_Provided records_
════════
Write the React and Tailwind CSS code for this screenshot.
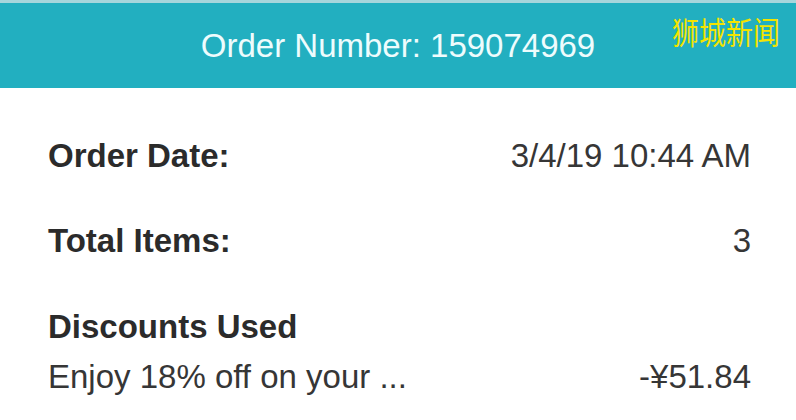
export default function App() {
  return (
    <div className="relative w-[796px] h-[420px] overflow-hidden bg-white font-[family-name:Liberation_Sans,Arial,sans-serif]">
      <div className="h-[88px] border-t-[3px] border-[#a6d6dc] bg-[#22afc0] flex items-center justify-center">
        <span className="text-[33px] leading-[38px] text-[#eefcfd]">Order Number: 159074969</span>
      </div>
      <div className="absolute top-[16px] right-[16px] text-[27px] leading-none text-[#f4e400] origin-top scale-y-[1.12] font-[family-name:Noto_Sans_CJK_SC,sans-serif]">
        狮城新闻
      </div>

      <div className="pl-12 pr-[45px] pt-[49px] text-[33px] leading-[38px]">
        <div className="flex justify-between">
          <span className="font-bold text-[#2b2b2b]">Order Date:</span>
          <span className="text-[#363636]">3/4/19 10:44 AM</span>
        </div>
        <div className="flex justify-between mt-[47px]">
          <span className="font-bold text-[#2b2b2b]">Total Items:</span>
          <span className="text-[#363636]">3</span>
        </div>
        <div className="mt-[48px] font-bold text-[#2b2b2b]">Discounts Used</div>
        <div className="flex justify-between mt-[12px]">
          <span className="text-[#363636]">Enjoy 18% off on your ...</span>
          <span className="text-[#363636]">-¥51.84</span>
        </div>
      </div>
    </div>
  );
}
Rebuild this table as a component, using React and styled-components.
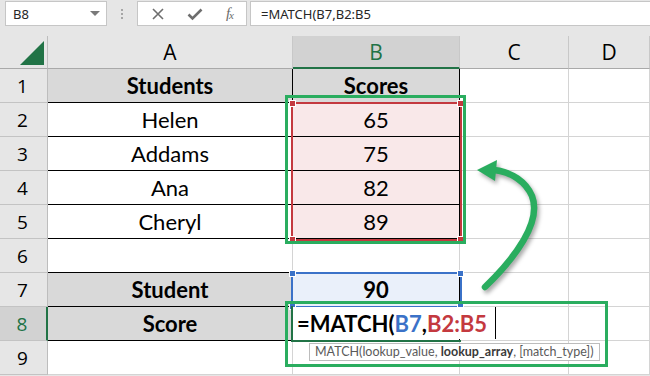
import React from "react";
import styled, { createGlobalStyle } from "styled-components";

const GlobalStyle = createGlobalStyle`
  html, body {
    margin: 0;
    padding: 0;
    background: #e6e6e6;
    overflow: hidden;
  }
`;

const GREEN = "#2aad5f";
const EXCEL_GREEN = "#217346";

const Page = styled.div`
  position: relative;
  width: 650px;
  height: 376px;
  overflow: hidden;
  background: #e6e6e6;
  font-family: "Open Sans", "Noto Sans", sans-serif;
`;

/* ---------- formula bar ---------- */

const Toolbar = styled.div`
  display: flex;
  align-items: flex-start;
  height: 36px;
  padding: 1px 0 0 5px;
  box-sizing: border-box;
`;

const Field = styled.div`
  height: 25px;
  box-sizing: border-box;
  background: #fff;
  border: 1px solid #c6c6c6;
  display: flex;
  align-items: center;
  font-family: "Noto Sans", "Open Sans", sans-serif;
  font-size: 13px;
  color: #262626;
`;

const NameBox = styled(Field)`
  width: 102px;
  padding: 0 6px 0 7px;
  justify-content: space-between;
`;

const Caret = styled.span`
  width: 0;
  height: 0;
  border-left: 5px solid transparent;
  border-right: 5px solid transparent;
  border-top: 5px solid #7a7a7a;
`;

const Grip = styled.div`
  width: 30px;
  height: 25px;
  display: flex;
  flex-direction: column;
  align-items: center;
  justify-content: center;
  gap: 2px;

  span {
    width: 2px;
    height: 2px;
    background: #a6a6a6;
  }
`;

const FxBox = styled(Field)`
  width: 110px;
  padding: 0 13px 0 13px;
  justify-content: space-between;
`;

const Fx = styled.span`
  font-family: "Liberation Serif", serif;
  font-style: italic;
  font-size: 15px;
  color: #6b6b6b;
  letter-spacing: -1px;

  sub {
    font-size: 11px;
    vertical-align: -1px;
  }
`;

const FormulaInput = styled(Field)`
  flex: 1;
  margin-left: 3px;
  padding-left: 10px;
  border-right: none;
`;

/* ---------- sheet ---------- */

const Sheet = styled.div`
  display: grid;
  grid-template-columns: 48px 245px 167px 109px 1fr;
  grid-template-rows: 33px repeat(9, 34px);
  background: #fff;
`;

const Corner = styled.div`
  background: #e6e6e6;
  border-right: 1px solid #bdbdbd;
  border-bottom: 1px solid #a9a9a9;
  display: flex;
  align-items: flex-end;
  justify-content: flex-end;
  padding: 0 3px 3px 0;
`;

const ColHead = styled.div`
  background: ${({ $active }) => ($active ? "#d2d2d2" : "#e6e6e6")};
  border-right: 1px solid #c8c8c8;
  border-bottom: ${({ $active }) =>
    $active ? `2px solid ${EXCEL_GREEN}` : "1px solid #a9a9a9"};
  color: ${({ $active }) => ($active ? EXCEL_GREEN : "#000")};
  display: flex;
  align-items: center;
  justify-content: center;
  font-size: 21px;
  padding-top: ${({ $active }) => ($active ? "1px" : "0")};
`;

const RowHead = styled.div`
  background: ${({ $active }) => ($active ? "#d2d2d2" : "#e6e6e6")};
  border-right: ${({ $active }) =>
    $active ? `2px solid ${EXCEL_GREEN}` : "1px solid #bdbdbd"};
  border-bottom: 1px solid #c3c3c3;
  color: ${({ $active }) => ($active ? EXCEL_GREEN : "#000")};
  display: flex;
  align-items: center;
  justify-content: center;
  font-size: 19px;
  padding-right: 2px;
`;

const Cell = styled.div`
  background: ${({ $fill }) => $fill || "#fff"};
  border-right: 1px solid ${({ $edge }) => ($edge ? "#000" : "#d4d4d4")};
  border-bottom: 1px solid ${({ $line }) => ($line ? "#000" : "#d4d4d4")};
  display: flex;
  align-items: center;
  justify-content: center;
  font-family: "Lato", "Liberation Sans", sans-serif;
  font-size: 22px;
  font-weight: ${({ $bold }) => ($bold ? 700 : 400)};
  color: #000;
`;

/* ---------- overlays ---------- */

const RefBox = styled.div`
  position: absolute;
  left: ${({ $x }) => $x}px;
  top: ${({ $y }) => $y}px;
  width: ${({ $w }) => $w}px;
  height: ${({ $h }) => $h}px;
  box-sizing: border-box;
  border: 2px solid ${({ $color }) => $color};
`;

const Handle = styled.span`
  position: absolute;
  width: 5px;
  height: 5px;
  background: ${({ $color }) => $color};
  border: 1px solid #fff;
  ${({ $top }) => ($top ? "top: -4px;" : "bottom: -4px;")}
  ${({ $left }) => ($left ? "left: -4px;" : "right: -4px;")}
`;

const Highlight = styled.div`
  position: absolute;
  left: ${({ $x }) => $x}px;
  top: ${({ $y }) => $y}px;
  width: ${({ $w }) => $w}px;
  height: ${({ $h }) => $h}px;
  box-sizing: border-box;
  border: 3px solid ${GREEN};
  pointer-events: none;
`;

const Editor = styled.div`
  position: absolute;
  left: 291px;
  top: 306px;
  width: 170px;
  height: 36px;
  box-sizing: border-box;
  border-left: 2px solid ${EXCEL_GREEN};
  border-bottom: 2px solid ${EXCEL_GREEN};
  display: flex;
  align-items: center;
  white-space: nowrap;
`;

const EditText = styled.div`
  display: flex;
  align-items: center;
  height: 32px;
  background: #fff;
  padding: 0 8px 0 4px;
  font-family: "Lato", "Liberation Sans", sans-serif;
  font-size: 22px;
  font-weight: 700;
  color: #000;
  border-right: 1px solid #000;
`;

const Ref = styled.span`
  color: ${({ $color }) => $color};
`;

const Tip = styled.div`
  position: absolute;
  left: 309px;
  top: 343px;
  height: 18px;
  box-sizing: border-box;
  padding: 0 5px;
  background: #fff;
  border: 1px solid #bcbcbc;
  font-family: "Lato", "Noto Sans", sans-serif;
  font-size: 12.5px;
  line-height: 16px;
  color: #5a5a5a;
  white-space: nowrap;

  b {
    color: #3a3a3a;
  }
`;

const ArrowSvg = styled.svg`
  position: absolute;
  left: 0;
  top: 0;
  pointer-events: none;
  filter: drop-shadow(2px 3px 2px rgba(0, 0, 0, 0.35));
`;

const columns = ["A", "B", "C", "D"];

const rows = [
  { a: "Students", b: "Scores", fillA: "#d9d9d9", fillB: "#d9d9d9", bold: true, table: true },
  { a: "Helen", b: "65", fillB: "#f9e8e9", table: true },
  { a: "Addams", b: "75", fillB: "#f9e8e9", table: true },
  { a: "Ana", b: "82", fillB: "#f9e8e9", table: true },
  { a: "Cheryl", b: "89", fillB: "#f9e8e9", table: true },
  { a: "", b: "", topOfNext: true },
  { a: "Student", b: "90", fillA: "#d9d9d9", fillB: "#eaf0fa", bold: true, table: true },
  { a: "Score", b: "", fillA: "#d9d9d9", bold: true, table: true },
  { a: "", b: "" },
];

const Corners = ({ color }) => (
  <>
    <Handle $color={color} $top $left />
    <Handle $color={color} $top />
    <Handle $color={color} $left />
    <Handle $color={color} />
  </>
);

export default function App() {
  return (
    <Page>
      <GlobalStyle />
      <Toolbar>
        <NameBox>
          B8
          <Caret />
        </NameBox>
        <Grip>
          <span />
          <span />
          <span />
        </Grip>
        <FxBox>
          <svg width="14" height="14" viewBox="0 0 14 14">
            <path d="M2 2 L12 12 M12 2 L2 12" stroke="#6e6e6e" strokeWidth="1.6" />
          </svg>
          <svg width="16" height="14" viewBox="0 0 16 14">
            <path d="M1.5 7.5 L5.5 11.5 L14.5 2.5" stroke="#6e6e6e" strokeWidth="2.6" fill="none" />
          </svg>
          <Fx>
            f<sub>x</sub>
          </Fx>
        </FxBox>
        <FormulaInput>=MATCH(B7,B2:B5</FormulaInput>
      </Toolbar>

      <Sheet>
        <Corner>
          <svg width="24" height="24" viewBox="0 0 24 24">
            <path d="M24 0 L24 24 L0 24 Z" fill={EXCEL_GREEN} />
          </svg>
        </Corner>
        {columns.map((c) => (
          <ColHead key={c} $active={c === "B"}>
            {c}
          </ColHead>
        ))}
        {rows.map((r, i) => {
          const n = i + 1;
          const line = r.table || r.topOfNext;
          return (
            <React.Fragment key={n}>
              <RowHead $active={n === 8}>{n}</RowHead>
              <Cell $fill={r.fillA} $bold={r.bold} $edge={r.table} $line={line}>
                {r.a}
              </Cell>
              <Cell $fill={r.fillB} $bold={r.bold} $edge={r.table} $line={line}>
                {r.b}
              </Cell>
              <Cell />
              <Cell />
            </React.Fragment>
          );
        })}
      </Sheet>

      {/* range references from the formula being typed */}
      <RefBox $x={291} $y={102} $w={171} $h={139} $color="#c4393f">
        <Corners color="#c4393f" />
      </RefBox>
      <RefBox $x={291} $y={272} $w={171} $h={36} $color="#3b72c8">
        <Corners color="#3b72c8" />
      </RefBox>

      <Editor>
        <EditText>
          =MATCH(<Ref $color="#3b72c8">B7</Ref>,<Ref $color="#c4393f">B2:B5</Ref>
        </EditText>
      </Editor>
      <Tip>
        MATCH(lookup_value, <b>lookup_array</b>, [match_type])
      </Tip>

      <Highlight $x={285} $y={95} $w={181} $h={149} />
      <Highlight $x={285} $y={301} $w={323} $h={66} />

      <ArrowSvg width="650" height="376" viewBox="0 0 650 376">
        <path
          d="M485 287 C515 258, 542 222, 532 196 C526 182, 512 172, 494 170"
          stroke={GREEN}
          strokeWidth="6.5"
          strokeLinecap="round"
          fill="none"
        />
        <path d="M477 170 L497 160 L495 181 Z" fill={GREEN} />
      </ArrowSvg>
    </Page>
  );
}
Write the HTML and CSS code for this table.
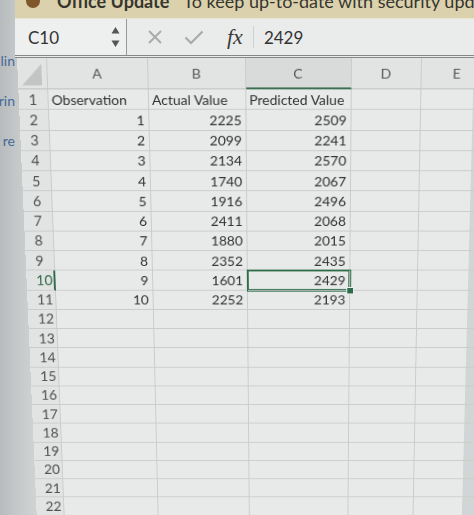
FILE: index.html
```html
<!DOCTYPE html>
<html>
<head>
<meta charset="utf-8">
<link rel="stylesheet" href="styles.css">
</head>
<body>
<div class="side">
  <div class="side-top"></div>
  <div class="lbl">lin</div>
  <div class="lbl">rin</div>
  <div class="lbl">re</div>
</div>
<div class="main">
  <div class="banner">
    <div class="banner-in"><span class="dot"></span><b class="b-title">Office Update</b><span class="b-msg">To keep up-to-date with security updates</span></div>
  </div>
  <div class="fbar">
    <div class="namebox">
      <span class="ref">C10</span>
      <svg class="spin" width="9" height="22" viewBox="0 0 9 22"><path d="M0.5 7.5 L4.5 1 L8.5 7.5 Z M0.5 14.5 L8.5 14.5 L4.5 21 Z" fill="#555"/></svg>
    </div>
    <svg class="ic-x" width="16" height="16" viewBox="0 0 16 16"><path d="M2 2 L14 14 M14 2 L2 14" stroke="#a9abaa" stroke-width="2" fill="none"/></svg>
    <svg class="ic-ok" width="20" height="15" viewBox="0 0 20 15"><path d="M1.5 7.5 L7 13 L18.5 1.5" stroke="#a9abaa" stroke-width="2.2" fill="none"/></svg>
    <span class="fx">fx</span>
    <span class="fdiv"></span>
    <span class="fval">2429</span>
  </div>
  <div class="sheet">
    <div class="c corner"><svg width="20" height="22" viewBox="0 0 20 22"><path d="M20 0 L20 22 L0 22 Z" fill="#c3c5c4"/></svg></div>
    <div class="c ch">A</div><div class="c ch">B</div><div class="c ch hsel">C</div><div class="c ch">D</div><div class="c ch">E</div>

    <div class="c rh">1</div><div class="c t">Observation</div><div class="c t">Actual Value</div><div class="c t">Predicted Value</div><div class="c"></div><div class="c"></div>
    <div class="c rh">2</div><div class="c n">1</div><div class="c n">2225</div><div class="c n">2509</div><div class="c"></div><div class="c"></div>
    <div class="c rh">3</div><div class="c n">2</div><div class="c n">2099</div><div class="c n">2241</div><div class="c"></div><div class="c"></div>
    <div class="c rh">4</div><div class="c n">3</div><div class="c n">2134</div><div class="c n">2570</div><div class="c"></div><div class="c"></div>
    <div class="c rh">5</div><div class="c n">4</div><div class="c n">1740</div><div class="c n">2067</div><div class="c"></div><div class="c"></div>
    <div class="c rh">6</div><div class="c n">5</div><div class="c n">1916</div><div class="c n">2496</div><div class="c"></div><div class="c"></div>
    <div class="c rh">7</div><div class="c n">6</div><div class="c n">2411</div><div class="c n">2068</div><div class="c"></div><div class="c"></div>
    <div class="c rh">8</div><div class="c n">7</div><div class="c n">1880</div><div class="c n">2015</div><div class="c"></div><div class="c"></div>
    <div class="c rh">9</div><div class="c n">8</div><div class="c n">2352</div><div class="c n">2435</div><div class="c"></div><div class="c"></div>
    <div class="c rh rsel">10</div><div class="c n">9</div><div class="c n">1601</div><div class="c n sel">2429</div><div class="c"></div><div class="c"></div>
    <div class="c rh">11</div><div class="c n">10</div><div class="c n">2252</div><div class="c n">2193</div><div class="c"></div><div class="c"></div>
    <div class="c rh">12</div><div class="c"></div><div class="c"></div><div class="c"></div><div class="c"></div><div class="c"></div>
    <div class="c rh">13</div><div class="c"></div><div class="c"></div><div class="c"></div><div class="c"></div><div class="c"></div>
    <div class="c rh">14</div><div class="c"></div><div class="c"></div><div class="c"></div><div class="c"></div><div class="c"></div>
    <div class="c rh">15</div><div class="c"></div><div class="c"></div><div class="c"></div><div class="c"></div><div class="c"></div>
    <div class="c rh">16</div><div class="c"></div><div class="c"></div><div class="c"></div><div class="c"></div><div class="c"></div>
    <div class="c rh">17</div><div class="c"></div><div class="c"></div><div class="c"></div><div class="c"></div><div class="c"></div>
    <div class="c rh">18</div><div class="c"></div><div class="c"></div><div class="c"></div><div class="c"></div><div class="c"></div>
    <div class="c rh">19</div><div class="c"></div><div class="c"></div><div class="c"></div><div class="c"></div><div class="c"></div>
    <div class="c rh">20</div><div class="c"></div><div class="c"></div><div class="c"></div><div class="c"></div><div class="c"></div>
    <div class="c rh">21</div><div class="c"></div><div class="c"></div><div class="c"></div><div class="c"></div><div class="c"></div>
    <div class="c rh">22</div><div class="c"></div><div class="c"></div><div class="c"></div><div class="c"></div><div class="c"></div>
    <div class="c rh">23</div><div class="c"></div><div class="c"></div><div class="c"></div><div class="c"></div><div class="c"></div>
  </div>
</div>
</body>
</html>
```

FILE: styles.css
```css
html, body {
  margin: 0;
  padding: 0;
}
body {
  width: 474px;
  height: 515px;
  overflow: hidden;
  display: flex;
  background: linear-gradient(90deg, #b7bbbd 0, #c6c9ca 18px, #d2d5d5 40px);
  font-family: Lato, "Liberation Sans", sans-serif;
}
.side {
  width: 15px;
  flex: none;
  display: flex;
  flex-direction: column;
  overflow: hidden;
}
.side-top {
  height: 53px;
  flex: none;
}
.lbl {
  height: 40px;
  flex: none;
  display: flex;
  justify-content: flex-end;
  font-size: 14px;
  line-height: 16px;
  color: #46699a;
  white-space: nowrap;
}
.main {
  flex: 1;
  min-width: 0;
  display: flex;
  flex-direction: column;
}
.banner {
  height: 18px;
  flex: none;
  background: #dbd2ad;
  border-bottom: 1px solid #e9e5d1;
  overflow: hidden;
}
.banner-in {
  display: flex;
  align-items: center;
  height: 20px;
  margin-top: -9px;
  padding-left: 11px;
  white-space: nowrap;
  font-size: 18px;
  color: #36352f;
}
.dot {
  width: 14px;
  height: 14px;
  border-radius: 50%;
  background: #80562b;
  margin-right: 17px;
  flex: none;
}
.b-title {
  font-weight: 700;
  margin-right: 14px;
}
.fbar {
  height: 36px;
  flex: none;
  display: flex;
  align-items: center;
  background: #eaeceb;
  border-bottom: 3px double #868887;
}
.namebox {
  width: 112px;
  height: 100%;
  box-sizing: border-box;
  display: flex;
  align-items: center;
  justify-content: space-between;
  padding: 0 6px 0 13px;
  background: #eef0ef;
  border-right: 1px solid #979998;
  flex: none;
}
.ref {
  font-size: 17px;
  color: #333;
}
.ic-x {
  margin-left: 20px;
  flex: none;
}
.ic-ok {
  margin-left: 21px;
  flex: none;
}
.fx {
  margin-left: 23px;
  font-family: "Liberation Serif", serif;
  font-style: italic;
  font-size: 22px;
  color: #3a3a3a;
  line-height: 1;
}
.fdiv {
  width: 1px;
  height: 22px;
  background: #cfd1d0;
  margin-left: 10px;
}
.fval {
  margin-left: 10px;
  font-size: 17px;
  color: #333;
}
.sheet {
  margin-left: 2px;
  flex: none;
  display: grid;
  grid-template-columns: 30px 101px 98px 106px 70px 72px;
  grid-template-rows: 32px;
  grid-auto-rows: 21.25px;
  background: #e8eae9;
  transform-origin: 283px 0;
  transform: perspective(1158px) rotateX(-10deg);
}
.c {
  box-sizing: border-box;
  border-right: 1px solid #c9ccca;
  border-bottom: 1px solid #c9ccca;
  display: flex;
  align-items: center;
  padding: 0 4px 0 3px;
  font-size: 14px;
  color: #2f2f2f;
  white-space: nowrap;
  overflow: hidden;
}
.n {
  justify-content: flex-end;
}
.ch {
  background: #e2e4e3;
  justify-content: center;
  color: #555;
  font-size: 14px;
  border-bottom-color: #bfc1c0;
}
.hsel {
  background: #d9dbda;
  border-bottom: 2px solid #3d7052;
}
.rh {
  background: #e2e4e3;
  color: #4f4f4f;
  font-size: 14.5px;
  padding-left: 10px;
}
.rsel {
  color: #2f6b4a;
  border-right: 2px solid #2f6b4a;
}
.corner {
  background: #e2e4e3;
  justify-content: flex-end;
  align-items: flex-end;
  padding: 0 5px 3px 0;
  border-bottom-color: #bfc1c0;
}
.corner svg {
  display: block;
}
.sel {
  position: relative;
  overflow: visible;
  box-shadow: 0 0 0 1px #2f6b4a, inset 0 0 0 1px #2f6b4a;
}
.sel::after {
  content: "";
  position: absolute;
  right: -5px;
  bottom: -5px;
  width: 6px;
  height: 6px;
  background: #2f6b4a;
  border: 1px solid #eef0ef;
}
```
════════
Which lines contain "components"? Copy each of them out.

_The completed task_
Rebuild this table as a component, using React and styled-components.
import styled, { createGlobalStyle } from "styled-components";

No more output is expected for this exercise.